Not even hedge funds caused that sort of damage.

For what it’s worth he is probably telling it as it is, but is it really in the public’s interest to spook the markets further, just so he and the Beeb can have another scoop? 

The government for their part, in a admirable effort to cut costs, might have outsourced the role of the Chancellor’s Press Secretary, but are now in danger of creating a story bigger than the news itself.

Bring back Alistair Campbell all is forgiven.

The Credit Crunch Cliché

Tuesday, July 29th, 2008

In a recent article (FT 29/7/08), Gideon Rackman, argued that clichés are in effect truisms, based upon the received wisdom of crowds; or to put it another way, you are more likely to get the right answer asking the audience than phoning a friend.
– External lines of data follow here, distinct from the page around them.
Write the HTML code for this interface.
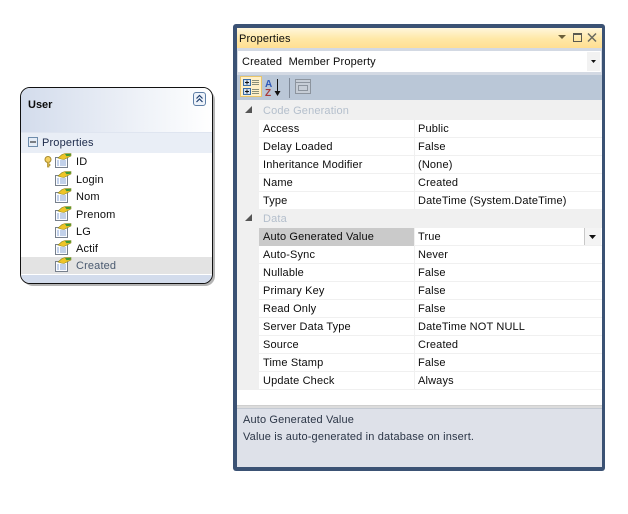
<!DOCTYPE html>
<html><head><meta charset="utf-8">
<style>
html,body{margin:0;padding:0;background:#fff;}
body{width:628px;height:514px;position:relative;overflow:hidden;font-family:"Liberation Sans",sans-serif;font-size:11px;color:#0c0c0c;}
.a{position:absolute;}
.t{position:absolute;white-space:nowrap;line-height:14px;height:14px;letter-spacing:.15px;margin-top:1px;}
.row{position:absolute;left:259px;width:343px;height:17px;background:#fff;border-bottom:1px solid #f0f0f0;}
.row i{position:absolute;left:155px;top:0;width:1px;height:17px;background:#f0f0f0;}
.ic{position:absolute;width:17px;height:15px;}
</style></head><body>
<svg width="0" height="0" style="position:absolute"><defs>
<g id="p">
<path d="M0.500 4.500H12.500V14.500H0.500Z" fill="#fbfcff" stroke="#77808c"/>
<path d="M2 8H4M5 8H11M2 10H4M5 10H11M2 12H4M5 12H11" stroke="#8aa6d6"/>
<path d="M3 5L7 1.500L10 0.500L16 0.500L16 3L12 5L9 6.500L6 6Z" fill="#eec428" stroke="#8a8420" stroke-width=".6"/>
<path d="M10 1L16 .8L15.500 2.800L11.500 3.200Z" fill="#3f9a35"/>
</g></defs></svg>

<!-- Entity -->
<div class="a" style="left:23px;top:90px;width:192px;height:196px;border-radius:10px;background:#b4b4b4;"></div>
<div class="a" style="left:20px;top:87px;width:191px;height:195px;border:1px solid #111;border-radius:10px;background:#fff;overflow:hidden;">
  <div class="a" style="left:0;top:0;width:191px;height:44px;background:linear-gradient(90deg,#d3dcec,#fff);"></div>
  <div class="a" style="left:0;top:44px;width:191px;height:21px;background:#e9eef6;border-top:1px solid #dfe5f0;box-sizing:border-box;"></div>
  <div class="a" style="left:0;top:169px;width:191px;height:17px;background:#e3e3e3;"></div>
  <div class="a" style="left:0;top:187px;width:191px;height:8px;background:#d3dcec;"></div>
</div>
<div class="t" style="left:28px;top:97px;font-weight:bold;letter-spacing:0;">User</div>
<svg class="a" style="left:193px;top:92px" width="13" height="14"><rect x=".5" y=".5" width="12" height="13" rx="2.500" fill="#eef3fa" stroke="#5f7fa6"/><path d="M3.500 6.500L6.500 3.500L9.500 6.500M3.500 10L6.500 7L9.500 10" fill="none" stroke="#1f3f70" stroke-width="1.200"/></svg>
<svg class="a" style="left:28px;top:137px" width="10" height="10"><rect x=".5" y=".5" width="9" height="9" fill="#e4ecf6" stroke="#6e8cab"/><path d="M2 5H8" stroke="#111"/></svg>
<div class="t" style="left:42px;top:135px;color:#1c2a4a;">Properties</div>
<svg class="a" style="left:44px;top:156px" width="8" height="12"><circle cx="4" cy="3.500" r="3" fill="#f4d060" stroke="#a68a2a"/><path d="M3.500 6V11H5V9.500H6V8.500H5V6" fill="#e6c050" stroke="#a68a2a" stroke-width=".7"/></svg>
<svg class="ic" style="left:55px;top:153px"><use href="#p"/></svg>
<svg class="ic" style="left:55px;top:171px"><use href="#p"/></svg>
<svg class="ic" style="left:55px;top:188px"><use href="#p"/></svg>
<svg class="ic" style="left:55px;top:206px"><use href="#p"/></svg>
<svg class="ic" style="left:55px;top:223px"><use href="#p"/></svg>
<svg class="ic" style="left:55px;top:240px"><use href="#p"/></svg>
<svg class="ic" style="left:55px;top:257px"><use href="#p"/></svg>
<div class="t" style="left:76px;top:154px;">ID</div>
<div class="t" style="left:76px;top:172px;">Login</div>
<div class="t" style="left:76px;top:189px;">Nom</div>
<div class="t" style="left:76px;top:207px;">Prenom</div>
<div class="t" style="left:76px;top:224px;">LG</div>
<div class="t" style="left:76px;top:241px;">Actif</div>
<div class="t" style="left:76px;top:258px;color:#4a5a70;">Created</div>

<!-- Panel -->
<div class="a" style="left:233px;top:24px;width:372px;height:447px;background:#3b5274;border-radius:3px;"></div>
<div class="a" style="left:237px;top:28px;width:365px;height:439px;background:#d3d9e3;"></div>
<div class="a" style="left:237px;top:28px;width:365px;height:20px;background:linear-gradient(#fff6dc,#ffe8a6 55%,#ffdf92);"></div>
<div class="t" style="left:239px;top:31px;">Properties</div>
<svg class="a" style="left:557px;top:32px" width="44" height="12"><path d="M1 3H9L5 7Z" fill="#6b5f3a"/><rect x="16.500" y="1.500" width="8" height="8" fill="none" stroke="#5a5a50"/><path d="M16 2H25" stroke="#5a5a50" stroke-width="2"/><path d="M31 1.500L39 9.500M39 1.500L31 9.500" stroke="#6a6a60" stroke-width="1.500"/></svg>

<div class="a" style="left:238px;top:51px;width:363px;height:21px;background:#fff;"></div>
<div class="t" style="left:242px;top:54px;">Created&nbsp; Member Property</div>
<div class="a" style="left:587px;top:52px;width:13px;height:19px;background:#f2f2f2;"></div>
<svg class="a" style="left:590px;top:59px" width="7" height="5"><path d="M1 1H6L3.500 4Z" fill="#111"/></svg>

<div class="a" style="left:237px;top:75px;width:365px;height:25px;background:#bac7d7;"></div>
<div class="a" style="left:240px;top:76px;width:22px;height:21px;background:#fff0c8;border:1px solid #e8c56c;box-sizing:border-box;"></div>
<svg class="a" style="left:243px;top:79px" width="18" height="16">
<rect x=".5" y=".5" width="7" height="6" fill="#cfe0f4" stroke="#3a6ea8"/><rect x=".5" y="9.500" width="7" height="6" fill="#cfe0f4" stroke="#3a6ea8"/>
<path d="M2 3.500H6M4 1.500V5.500M2 12.500H6M4 10.500V14.500" stroke="#111"/>
<path d="M9 1.500H16M9 3.500H16M9 5.500H16M9 10.500H16M9 12.500H16M9 14.500H16" stroke="#8a8f78"/></svg>
<svg class="a" style="left:264px;top:78px" width="20" height="20">
<text x="1" y="9" font-family="Liberation Sans" font-size="10" font-weight="bold" fill="#2f58b8">A</text>
<text x="1" y="18" font-family="Liberation Sans" font-size="10" font-weight="bold" fill="#a83a3a">Z</text>
<path d="M13.500 1V14" stroke="#111"/><path d="M10.500 13H16.500L13.500 18Z" fill="#111"/></svg>
<div class="a" style="left:289px;top:78px;width:1px;height:20px;background:#7f8a99;"></div>
<svg class="a" style="left:295px;top:79px" width="16" height="15"><rect x=".5" y=".5" width="15" height="14" fill="#c6cdd6" stroke="#8c949e"/><path d="M1 3.500H15" stroke="#8c949e"/><rect x="3.500" y="6.500" width="9" height="5" fill="none" stroke="#8c949e"/></svg>

<div class="a" style="left:237px;top:100px;width:365px;height:290px;background:#f0f0f0;"></div>
<div class="a" style="left:237px;top:390px;width:365px;height:15px;background:#fff;"></div>
<div class="a" style="left:237px;top:405px;width:365px;height:4px;background:#dcdcdc;border-top:1px solid #cfcfcf;border-bottom:1px solid #c4cad3;box-sizing:border-box;"></div>
<div class="a" style="left:237px;top:409px;width:365px;height:58px;background:#dee1e9;"></div>

<svg class="a" style="left:245px;top:106px" width="7" height="7"><path d="M7 0V7H0Z" fill="#555"/></svg>
<div class="t" style="left:263px;top:103px;color:#b4bfcc;">Code Generation</div>
<svg class="a" style="left:245px;top:214px" width="7" height="7"><path d="M7 0V7H0Z" fill="#555"/></svg>
<div class="t" style="left:263px;top:211px;color:#b4bfcc;">Data</div>

<div class="row" style="top:120px"><i></i></div>
<div class="row" style="top:138px"><i></i></div>
<div class="row" style="top:156px"><i></i></div>
<div class="row" style="top:174px"><i></i></div>
<div class="row" style="top:192px"><i></i></div>
<div class="row" style="top:228px"><i></i></div>
<div class="row" style="top:246px"><i></i></div>
<div class="row" style="top:264px"><i></i></div>
<div class="row" style="top:282px"><i></i></div>
<div class="row" style="top:300px"><i></i></div>
<div class="row" style="top:318px"><i></i></div>
<div class="row" style="top:336px"><i></i></div>
<div class="row" style="top:354px"><i></i></div>
<div class="row" style="top:372px"><i></i></div>
<div class="a" style="left:259px;top:228px;width:155px;height:18px;background:#cacaca;"></div>
<div class="a" style="left:584px;top:228px;width:1px;height:17px;background:#c8c8c8;"></div>
<div class="a" style="left:585px;top:228px;width:16px;height:17px;background:#f4f4f4;"></div>
<svg class="a" style="left:588px;top:234px" width="9" height="6"><path d="M1 1H8L4.500 5Z" fill="#111"/></svg>

<div class="t" style="left:263px;top:121px;">Access</div><div class="t" style="left:418px;top:121px;">Public</div>
<div class="t" style="left:263px;top:139px;">Delay Loaded</div><div class="t" style="left:418px;top:139px;">False</div>
<div class="t" style="left:263px;top:157px;">Inheritance Modifier</div><div class="t" style="left:418px;top:157px;">(None)</div>
<div class="t" style="left:263px;top:175px;">Name</div><div class="t" style="left:418px;top:175px;">Created</div>
<div class="t" style="left:263px;top:193px;">Type</div><div class="t" style="left:418px;top:193px;">DateTime (System.DateTime)</div>
<div class="t" style="left:263px;top:229px;">Auto Generated Value</div><div class="t" style="left:418px;top:229px;">True</div>
<div class="t" style="left:263px;top:247px;">Auto-Sync</div><div class="t" style="left:418px;top:247px;">Never</div>
<div class="t" style="left:263px;top:265px;">Nullable</div><div class="t" style="left:418px;top:265px;">False</div>
<div class="t" style="left:263px;top:283px;">Primary Key</div><div class="t" style="left:418px;top:283px;">False</div>
<div class="t" style="left:263px;top:301px;">Read Only</div><div class="t" style="left:418px;top:301px;">False</div>
<div class="t" style="left:263px;top:319px;">Server Data Type</div><div class="t" style="left:418px;top:319px;">DateTime NOT NULL</div>
<div class="t" style="left:263px;top:337px;">Source</div><div class="t" style="left:418px;top:337px;">Created</div>
<div class="t" style="left:263px;top:355px;">Time Stamp</div><div class="t" style="left:418px;top:355px;">False</div>
<div class="t" style="left:263px;top:373px;">Update Check</div><div class="t" style="left:418px;top:373px;">Always</div>

<div class="t" style="left:243px;top:412px;color:#2b3546;">Auto Generated Value</div>
<div class="t" style="left:243px;top:429px;color:#2b3546;">Value is auto-generated in database on insert.</div>
</body></html>
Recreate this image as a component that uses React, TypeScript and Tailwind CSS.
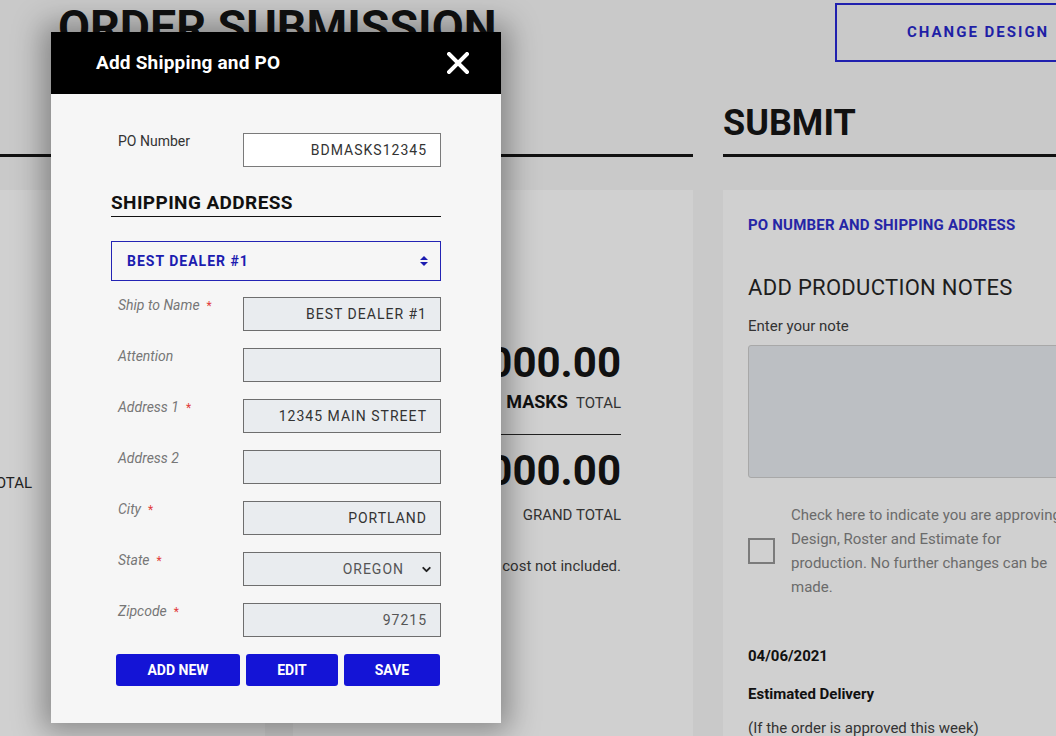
import { ChevronDown } from 'lucide-react';

const fields = [
  { label: 'Ship to Name', required: true, value: 'BEST DEALER #1' },
  { label: 'Attention', required: false, value: '' },
  { label: 'Address 1', required: true, value: '12345 MAIN STREET' },
  { label: 'Address 2', required: false, value: '' },
  { label: 'City', required: true, value: 'PORTLAND' },
  { label: 'State', required: true, value: 'OREGON', select: true },
  { label: 'Zipcode', required: true, value: '97215', muted: true },
];

function SortArrows() {
  return (
    <svg width="8" height="10" viewBox="0 0 8 10" className="fill-[#1c1cb0]">
      <path d="M4 0 L8 4 L0 4 Z" />
      <path d="M0 6 L8 6 L4 10 Z" />
    </svg>
  );
}

function ShippingModal() {
  return (
    <div className="absolute left-[51px] top-[32px] w-[450px] h-[691px] bg-[#f6f6f6] shadow-[0_0_28px_8px_rgba(0,0,0,0.35)]">
      <div className="h-[62px] bg-black flex items-center justify-between pl-[45px] pr-[32px]">
        <div className="text-white text-[19px] font-bold tracking-[0.2px]">Add Shipping and PO</div>
        <svg width="22" height="22" viewBox="0 0 22 22" className="stroke-white" strokeWidth="4" strokeLinecap="square">
          <path d="M2 2 L20 20 M20 2 L2 20" />
        </svg>
      </div>

      <div className="pl-[60px] w-[390px] pt-[39px]">
        <div className="flex items-start h-[34px]">
          <div className="pl-[7px] text-[14px] leading-[16px] text-[#333]">PO Number</div>
          <div className="ml-auto w-[198px] h-[34px] bg-white border border-[#7a7a7a] flex items-center justify-end pr-[13px] text-[14px] tracking-[1px] text-[#333]">
            BDMASKS12345
          </div>
        </div>

        <div className="mt-[24px] border-b-[1.5px] border-[#111] text-[19px] leading-[24px] font-bold text-[#111] tracking-[0.4px] pb-[1px]">
          SHIPPING ADDRESS
        </div>

        <div className="mt-[24px] h-[40px] border border-[#2424b4] flex items-center justify-between pl-[15px] pr-[12px]">
          <span className="text-[14px] font-bold tracking-[1px] text-[#1c1cb0]">BEST DEALER #1</span>
          <SortArrows />
        </div>

        <div className="mt-[16px] flex flex-col gap-[17px]">
          {fields.map((f) => (
            <div key={f.label} className="flex items-start h-[34px]">
              <div className="pl-[7px] text-[14px] leading-[16px] italic text-[#777]">
                {f.label}
                {f.required && <span className="text-[#e23b3b] ml-[7px] not-italic text-[12px]">*</span>}
              </div>
              <div
                className={
                  'ml-auto w-[198px] h-[34px] bg-[#e9ecef] border border-[#6e6e6e] flex items-center justify-end text-[14px] tracking-[1px] ' +
                  (f.select ? 'pr-[7px] text-[#555]' : 'pr-[13px] ') +
                  (f.muted ? 'text-[#555]' : f.select ? '' : 'text-[#333]')
                }
              >
                {f.value}
                {f.select && <ChevronDown size={13} strokeWidth={3.5} className="ml-[16px] text-[#222]" />}
              </div>
            </div>
          ))}
        </div>

        <div className="mt-[17px] ml-[5px] flex gap-[6px]">
          <button className="w-[124px] h-[32px] rounded-[3px] bg-[#1414d6] text-white text-[14px] font-bold">ADD NEW</button>
          <button className="w-[92px] h-[32px] rounded-[3px] bg-[#1414d6] text-white text-[14px] font-bold">EDIT</button>
          <button className="w-[96px] h-[32px] rounded-[3px] bg-[#1414d6] text-white text-[14px] font-bold">SAVE</button>
        </div>
      </div>
    </div>
  );
}

export default function App() {
  return (
    <div className="relative w-[1056px] h-[736px] overflow-hidden bg-[#c9c9c9] font-[Roboto,'Liberation_Sans',sans-serif]">
      <div className="flex h-[100px]">
        <div className="pl-[58px] -mt-[3px] text-[46.5px] font-bold text-[#111] leading-[60px] whitespace-nowrap">ORDER SUBMISSION</div>
        <div className="ml-auto mt-[3px] w-[240px] -mr-[19px] h-[59px] border-2 border-[#2020ae] flex items-center pl-[70px] shrink-0">
          <span className="text-[15px] font-bold tracking-[2px] text-[#1f1fa6] whitespace-nowrap">CHANGE DESIGN</span>
        </div>
      </div>

      <div className="flex">
        <div className="w-[693px] shrink-0 h-[57px] border-b-[3px] border-[#111]"></div>
        <div className="ml-[30px] flex-1 h-[57px] border-b-[3px] border-[#111] flex items-center pb-[8px]">
          <span className="text-[36px] font-bold text-[#111] leading-none">SUBMIT</span>
        </div>
      </div>

      <div className="mt-[33px] flex">
        <div className="w-[265px] shrink-0 h-[560px] bg-[#d0d0d0] pt-[282px]">
          <div className="w-[32px] flex justify-end whitespace-nowrap text-[15px] text-[#222]">GRAND TOTAL</div>
        </div>

        <div className="ml-[28px] w-[400px] shrink-0 h-[560px] bg-[#d0d0d0] pr-[72px] flex flex-col items-end text-[#111]">
          <div className="mt-[150px] text-[42px] font-bold leading-[46px]">$12,000.00</div>
          <div className="mt-[2px] flex items-baseline gap-[8px] whitespace-nowrap">
            <span className="text-[18px] font-bold">MASKS</span>
            <span className="text-[15px] text-[#333]">TOTAL</span>
          </div>
          <div className="mt-[19px] w-[200px] border-b border-[#222]"></div>
          <div className="mt-[13px] text-[42px] font-bold leading-[46px]">$12,000.00</div>
          <div className="mt-[10px] text-[15px] text-[#333]">GRAND TOTAL</div>
          <div className="mt-[28px] text-[15px] text-[#333] whitespace-nowrap">*Shipping cost not included.</div>
        </div>

        <div className="ml-[30px] w-[420px] shrink-0 h-[560px] bg-[#d0d0d0] pl-[25px] pt-[24px]">
          <div className="text-[15px] font-bold text-[#2525a6] tracking-[0.2px]">PO NUMBER AND SHIPPING ADDRESS</div>
          <div className="mt-[34px] text-[22px] text-[#1d1d1d] tracking-[0.3px]">ADD PRODUCTION NOTES</div>
          <div className="mt-[11px] text-[15px] text-[#333]">Enter your note</div>
          <div className="mt-[8px] h-[133px] bg-[#bcbfc3] border border-[#a8a8a8] rounded-[3px]"></div>
          <div className="mt-[25px] flex items-center">
            <div className="w-[27px] h-[26px] border-2 border-[#7b7b7b] shrink-0"></div>
            <div className="ml-[16px] text-[15px] leading-[24px] text-[#6b6b6b] whitespace-nowrap">
              Check here to indicate you are approving the
              <br />
              Design, Roster and Estimate for
              <br />
              production. No further changes can be
              <br />
              made.
            </div>
          </div>
          <div className="mt-[46px] text-[15px] font-bold text-[#111]">04/06/2021</div>
          <div className="mt-[15px] text-[15px] font-bold text-[#111]">Estimated Delivery</div>
          <div className="mt-[12px] text-[15px] text-[#333]">(If the order is approved this week)</div>
        </div>
      </div>

      <ShippingModal />
    </div>
  );
}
On this basis if I write a blog full of clichés, it is bound to be more accurate than one without them, so here goes:

On the 9th August we reached the tipping point of the Credit Crunch when BNP Paribas effectively declared that two of their hedge funds were sicker than a dead parrot.

A year on we would appear to be in a perfect storm, but how did we get here? Are we at the beginning of the end of our troubles yet, or merely the end of the beginning?

By Autumn it was clear that the good ship Great Returns From property was holed below the water line and retail investors, always late to the party, rushed for the life rafts of this rapidly sinking ship.

By December brave investors had stepped up to the plate to buy from the funds who were forced to sell, but by January it was clear that they had caught a falling knife and the market in New Year was flatter than a dead cat bounce.

Buying investments based on last years’ values is clearly like driving only using your rear view mirror.

Any hopes of a resurrection following Easter, where dashed when the green shoots of recovery, being nurtured by the agent community, were left withered in the ground by cold blast of Arctic realism blowing into MIPIM with the banking community.

The collapse of Bear Sterns shortly thereafter showed that no one was too big to fail.

Through early summer until now a Mexican Standoff has continued, with sellers either not able or willing to put their heads above the parapet, to be shot at by the big guns of the opportunity funds.

The elephant in the room is of course the question how the banks will react, now there appears to be no relief in sight (not even in September).

Dawnay Day has shown that it’s not always the banks problem if you owe them £2bn.

Come the autumn we’ll be ready and willing to run a few ideas up the flagpole to see who salutes, but for the time being we’re happy to wait for blood on the streets.